Segundo Gustavo Melo, diretor de Marketing da multinacional Whirlpool, empresa responsável pela fabricação dos ares-condicionados Consul, as ondas de calor intensas e a ânsia da população por uma melhora da qualidade de vida têm levado a indústria de aparelhos refrigeradores a outro patamar. O grande salto teve início, segundo Melo, em meados de 2003, com a chegada de inúmeras marcas do modelo Split ao Brasil. Apesar do custo de instalação elevado, o aparelho pode facilmente ser colocado em edifícios com sacada, sem que se modifiquem as fachadas. “A questão arquitetônica foi crucial para a evolução do mercado. Enquanto no Rio a estrutura para aparelhos de janela é obrigatória nos edifícios, na maior parte do país, não. Em São Paulo, há a lei dos Condomínios que proíbe alteração de fachada. E só nos últimos anos os projetos passaram a prever sacadas nos quartos com este intuito”, afirma o executivo.

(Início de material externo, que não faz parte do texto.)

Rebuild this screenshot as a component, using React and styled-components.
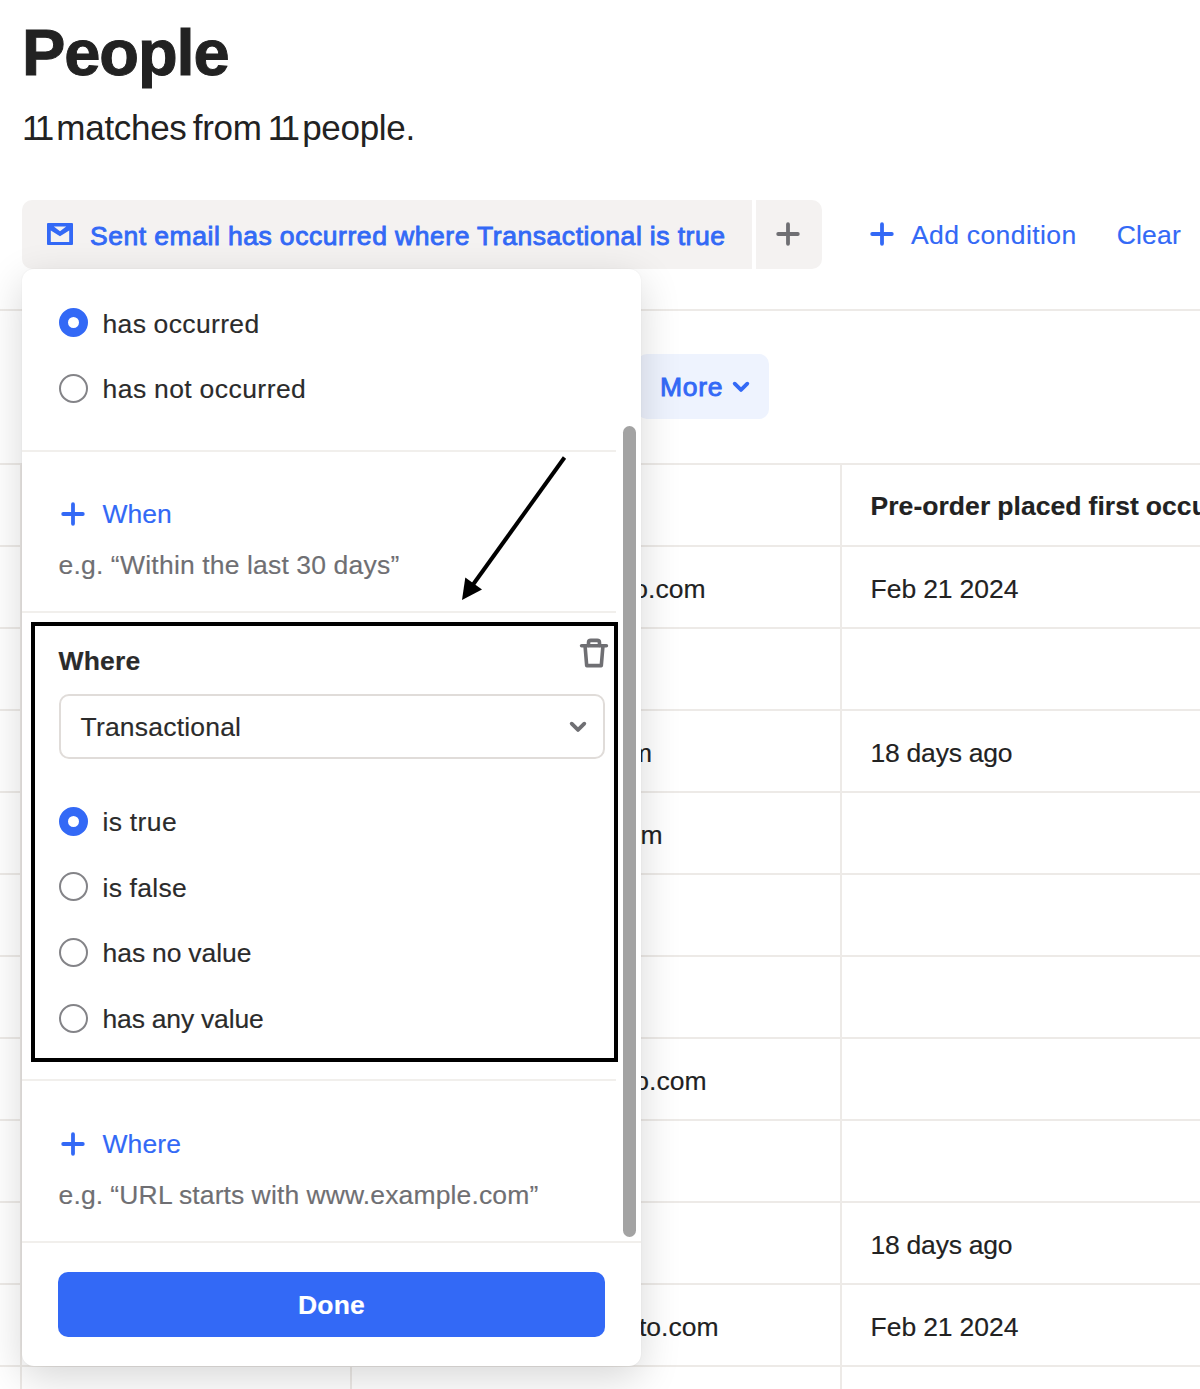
import React from 'react';
import styled, { createGlobalStyle } from 'styled-components';

const blue = '#3369f6';
const ink = '#222222';
const grey = '#6f6f73';
const line = '#edeae7';

const GlobalStyle = createGlobalStyle`
  *, *::before, *::after { box-sizing: border-box; }
  body {
    margin: 0;
    background: #fff;
    color: ${ink};
    font-family: "Liberation Sans", Arial, sans-serif;
    font-size: 26.5px;
    line-height: 30px;
  }
`;

const Page = styled.main`
  position: relative;
  width: 1200px;
  height: 1389px;
  overflow: hidden;
  display: flex;
  flex-direction: column;
`;

const Text = styled.span`
  display: block;
  white-space: nowrap;
  letter-spacing: ${(p) => p.$ls ?? 0.25}px;
  word-spacing: -0.4px;
  color: ${(p) => p.$color || 'inherit'};
  font-weight: ${(p) => (p.$bold ? 700 : 400)};
  -webkit-text-stroke: ${(p) => (p.$medium ? '0.9px currentColor' : '0.15px currentColor')};
  padding-top: ${(p) => p.$drop || 0}px;
`;

const Header = styled.header`
  height: 199px;
  padding: 16px 0 0 22px;
  flex: none;
`;

const Title = styled.h1`
  margin: 0;
  font-size: 65px;
  line-height: 74px;
  font-weight: 700;
  letter-spacing: -1.1px;
  -webkit-text-stroke: 1px currentColor;
`;

const Subtitle = styled.p`
  margin: 18px 0 0;
  font-size: 35px;
  line-height: 40px;
  letter-spacing: -0.3px;
  word-spacing: -3.2px;
  white-space: nowrap;
`;

const Count = styled.span`
  letter-spacing: -4.1px;
`;

const FilterBar = styled.section`
  flex: none;
  height: 112px;
  padding-left: 22px;
  display: flex;
  align-items: flex-start;
  border-bottom: 2px solid ${line};
`;

const Condition = styled.button`
  width: 730px;
  height: 69px;
  margin-top: 0.5px;
  padding: 0 0 0 25px;
  border: 0;
  border-radius: 10px 0 0 10px;
  background: #f4f2f1;
  font: inherit;
  color: ${blue};
  display: flex;
  align-items: center;
  gap: 17px;
`;

const AddGroup = styled.button`
  width: 66px;
  height: 69px;
  margin: 0.5px 0 0 4px;
  padding: 0 2px 0 0;
  border: 0;
  border-radius: 0 10px 10px 0;
  background: #f4f2f1;
  color: ${grey};
  display: flex;
  align-items: center;
  justify-content: center;
`;

const LinkButton = styled.button`
  height: 70px;
  margin-left: ${(p) => p.$left}px;
  padding: 0;
  border: 0;
  background: none;
  font: inherit;
  color: ${blue};
  display: flex;
  align-items: center;
  gap: 17px;
`;

const Toolbar = styled.section`
  flex: none;
  height: 152px;
  padding: 43px 0 0 637px;
`;

const MoreButton = styled.button`
  width: 132px;
  height: 65px;
  padding: 0 0 0 23px;
  border: 0;
  border-radius: 10px;
  background: #eef3fe;
  font: inherit;
  color: ${blue};
  display: flex;
  align-items: center;
  gap: 9px;
`;

const Table = styled.div`
  flex: none;
  border-top: 2px solid ${line};
`;

const Row = styled.div`
  height: 82px;
  display: grid;
  grid-template-columns: 22px 330px 490px 400px;
  border-bottom: 2px solid ${line};
`;

const Cell = styled.div`
  display: flex;
  align-items: center;
  overflow: hidden;
  border-right: 2px solid ${line};
  padding-left: 28.5px;
`;

const Gutter = styled(Cell)`
  padding: 0;
`;

const EmailCell = styled(Cell)`
  justify-content: flex-end;
  padding: 0 ${(p) => p.$end || 0}px 0 0;
`;

const Popover = styled.aside`
  position: absolute;
  left: 22px;
  top: 269px;
  width: 619px;
  height: 1097px;
  border-radius: 12px;
  background: #fff;
  color: #2b2b2b;
  box-shadow: 0 12px 40px rgba(0, 0, 0, 0.16), 0 0 2px rgba(0, 0, 0, 0.06);
  display: flex;
  flex-direction: column;
`;

const ScrollArea = styled.div`
  height: 972px;
  display: flex;
  justify-content: space-between;
`;

const ScrollContent = styled.div`
  width: 594px;
`;

const Scrollbar = styled.div`
  width: 13px;
  height: 811px;
  margin: 157px 5px 0 0;
  border-radius: 7px;
  background: #a3a3a3;
`;

const Section = styled.div`
  height: ${(p) => p.$h}px;
  padding: ${(p) => p.$top}px 0 0 36.5px;
  border-bottom: ${(p) => (p.$last ? '0' : '2px')} solid #f1efec;
`;

const RadioRow = styled.label`
  height: 65.6px;
  display: flex;
  align-items: center;
  gap: 15px;
`;

const Radio = styled.span`
  width: 29px;
  height: 29px;
  border-radius: 50%;
  background: #fff;
  border: ${(p) => (p.$on ? `9px solid ${blue}` : '2px solid #848488')};
`;

const AddRow = styled.div`
  height: 40px;
  padding-left: 2.5px;
  color: ${blue};
  display: flex;
  align-items: center;
  gap: 17.5px;
`;

const Hint = styled.div`
  margin-top: 16px;
  color: ${grey};
`;

const WhereHeader = styled.div`
  height: 57px;
  width: 550px;
  display: flex;
  justify-content: space-between;
`;

const Select = styled.div`
  width: 546px;
  height: 65px;
  padding: 0 16px 0 20px;
  border: 2px solid #e0dcd9;
  border-radius: 10px;
  display: flex;
  align-items: center;
  justify-content: space-between;
`;

const WhereRadios = styled.div`
  margin-top: 29.5px;
`;

const Footer = styled.div`
  height: 125px;
  padding: 29px 36px 0;
  border-top: 2px solid #f1efec;
`;

const DoneButton = styled.button`
  width: 547px;
  height: 65px;
  padding: 0;
  border: 0;
  border-radius: 10px;
  background: ${blue};
  color: #fff;
  font: inherit;
  display: flex;
  align-items: center;
  justify-content: center;
`;

const Highlight = styled.div`
  position: absolute;
  left: 31px;
  top: 622px;
  width: 587px;
  height: 440px;
  border: 4px solid #000;
`;

const ArrowSvg = styled.svg`
  position: absolute;
  left: 450px;
  top: 445px;
`;

const Plus = () => (
  <svg width="24" height="24" viewBox="0 0 24 24" fill="none" stroke="currentColor" strokeWidth="3.8" strokeLinecap="round">
    <path d="M12 2.2v19.6M2.2 12h19.6" />
  </svg>
);

const Chevron = ({ color = 'currentColor' }) => (
  <svg width="18" height="12" viewBox="0 0 18 12" fill="none" stroke={color} strokeWidth="3.8" strokeLinecap="round" strokeLinejoin="round">
    <path d="M2.7 2.7L9 8.9l6.3-6.2" />
  </svg>
);

const Envelope = () => (
  <svg width="26" height="22" viewBox="0 0 26 22" fill="currentColor" fillRule="evenodd">
    <path d="M1 0h24q1 0 1 1v20q0 1-1 1H1q-1 0-1-1V1q0-1 1-1ZM6.8 3.6L13 8.3l6.2-4.7ZM3.8 7.4V18.9H22.2V7.4L13 13.2Z" />
  </svg>
);

const Trash = () => (
  <svg width="30" height="31" viewBox="0 0 30 31" fill="none" stroke={grey} strokeWidth="3.6" strokeLinecap="round" strokeLinejoin="round">
    <path d="M2.6 8.8h24.8" />
    <path d="M9.5 8.5V5.7q0-2.3 2.3-2.3h6.4q2.3 0 2.3 2.3v2.8" />
    <path d="M6.1 9.3l1.6 19.3h14.6l1.6-19.3" />
  </svg>
);

const Option = ({ on, ls, drop = 2, children }) => (
  <RadioRow>
    <Radio $on={on} />
    <Text $ls={ls} $drop={drop}>{children}</Text>
  </RadioRow>
);

const rows = [
  { email: 'o.com', end: 134.5, date: 'Feb 21 2024', ls: 0 },
  {},
  { email: 'm', end: 188, date: '18 days ago', ls: -0.15 },
  { email: 'm', end: 177.5 },
  {},
  {},
  { email: 'o.com', end: 133.5 },
  {},
  { date: '18 days ago', ls: -0.15 },
  { email: 'to.com', end: 121.5, date: 'Feb 21 2024', ls: 0 },
  {},
];

export default function App() {
  return (
    <Page>
      <GlobalStyle />
      <Header>
        <Title>People</Title>
        <Subtitle><Count>11</Count> matches from <Count>11</Count> people.</Subtitle>
      </Header>
      <FilterBar>
        <Condition>
          <Envelope />
          <Text $medium $ls={0.56} $drop={4}>Sent email has occurred where Transactional is true</Text>
        </Condition>
        <AddGroup><Plus /></AddGroup>
        <LinkButton $left={48}>
          <Plus />
          <Text $ls={0.42} $drop={2}>Add condition</Text>
        </LinkButton>
        <LinkButton $left={40}>
          <Text $ls={0.2} $drop={2}>Clear</Text>
        </LinkButton>
      </FilterBar>
      <Toolbar>
        <MoreButton>
          <Text $medium $ls={0.7} $drop={1}>More</Text>
          <Chevron />
        </MoreButton>
      </Toolbar>
      <Table>
        <Row>
          <Gutter />
          <Cell />
          <Cell />
          <Cell><Text $bold $ls={0.05} $drop={1}>Pre-order placed first occu</Text></Cell>
        </Row>
        {rows.map((row, i) => (
          <Row key={i}>
            <Gutter />
            <Cell />
            <EmailCell $end={row.end}>{row.email && <Text $ls={0} $drop={3}>{row.email}</Text>}</EmailCell>
            <Cell>{row.date && <Text $ls={row.ls} $drop={3}>{row.date}</Text>}</Cell>
          </Row>
        ))}
      </Table>

      <Popover>
        <ScrollArea>
          <ScrollContent>
            <Section $h={183} $top={21}>
              <Option on ls={0.35}>has occurred</Option>
              <Option ls={0.45}>has not occurred</Option>
            </Section>
            <Section $h={161} $top={42}>
              <AddRow><Plus /><Text $ls={0}>When</Text></AddRow>
              <Hint><Text $ls={0.24}>e.g. “Within the last 30 days”</Text></Hint>
            </Section>
            <Section $h={468} $top={24}>
              <WhereHeader>
                <Text $bold $ls={0.2} $drop={9}>Where</Text>
                <Trash />
              </WhereHeader>
              <Select>
                <Text $ls={0.2}>Transactional</Text>
                <Chevron color={grey} />
              </Select>
              <WhereRadios>
                <Option on ls={0.4}>is true</Option>
                <Option ls={0.3}>is false</Option>
                <Option ls={-0.05}>has no value</Option>
                <Option ls={-0.12}>has any value</Option>
              </WhereRadios>
            </Section>
            <Section $h={160} $top={43} $last>
              <AddRow><Plus /><Text $ls={0.1}>Where</Text></AddRow>
              <Hint><Text $ls={0.14}>e.g. “URL starts with www.example.com”</Text></Hint>
            </Section>
          </ScrollContent>
          <Scrollbar />
        </ScrollArea>
        <Footer>
          <DoneButton><Text $bold $ls={0.2} $drop={1}>Done</Text></DoneButton>
        </Footer>
      </Popover>

      <Highlight />
      <ArrowSvg width="130" height="165" viewBox="0 0 130 165">
        <path d="M114.5 12.5L22 141" stroke="#000" strokeWidth="4" fill="none" />
        <path d="M12 155L15.3 132.5L32 144.5Z" fill="#000" />
      </ArrowSvg>
    </Page>
  );
}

Enquanto o inverno não chega, a demanda continua provocando agitação no varejo. No Extra, as vendas de ares-condicionados em janeiro cresceram 100% na comparação anual. Na rede Ricardo Eletro, a alta superou 50%. Os varejistas reclamam da demora dos fornecedores em repor estoques. Segundo Melo, da Whirlpool, a capacidade de ampliar a oferta para além dos pedidos feitos antes da temporada é de 20%. A falta de estoque exemplifica a política industrial truncada do governo. A produção de ares-condicionados tem sido incentivada desde 2011, quando a alíquota do imposto de importação para os aparelhos Split subiu de 18% para 35% e desonerações foram implementadas. Contudo, ainda que a indústria tenha se adaptado rapidamente ao adensamento da cadeia produtiva, falta tecnologia para que seja autossuficiente. A chegada dos componentes importados é prejudicada não só pela distância geográfica da Ásia, mas também pela burocracia alfandegária do Brasil, além do caos nas zonas portuárias. Apesar de, hoje, mais de 90% da produção de Splits ser nacional, cerca de 40% das peças são importadas — sobretudo os componentes eletrônicos. “Há subcomponentes que demoram 180 dias para chegar a partir da data do pedido”, afirma Melo, da Whirlpool. Neste caso, a saída é esperar o inverno chegar.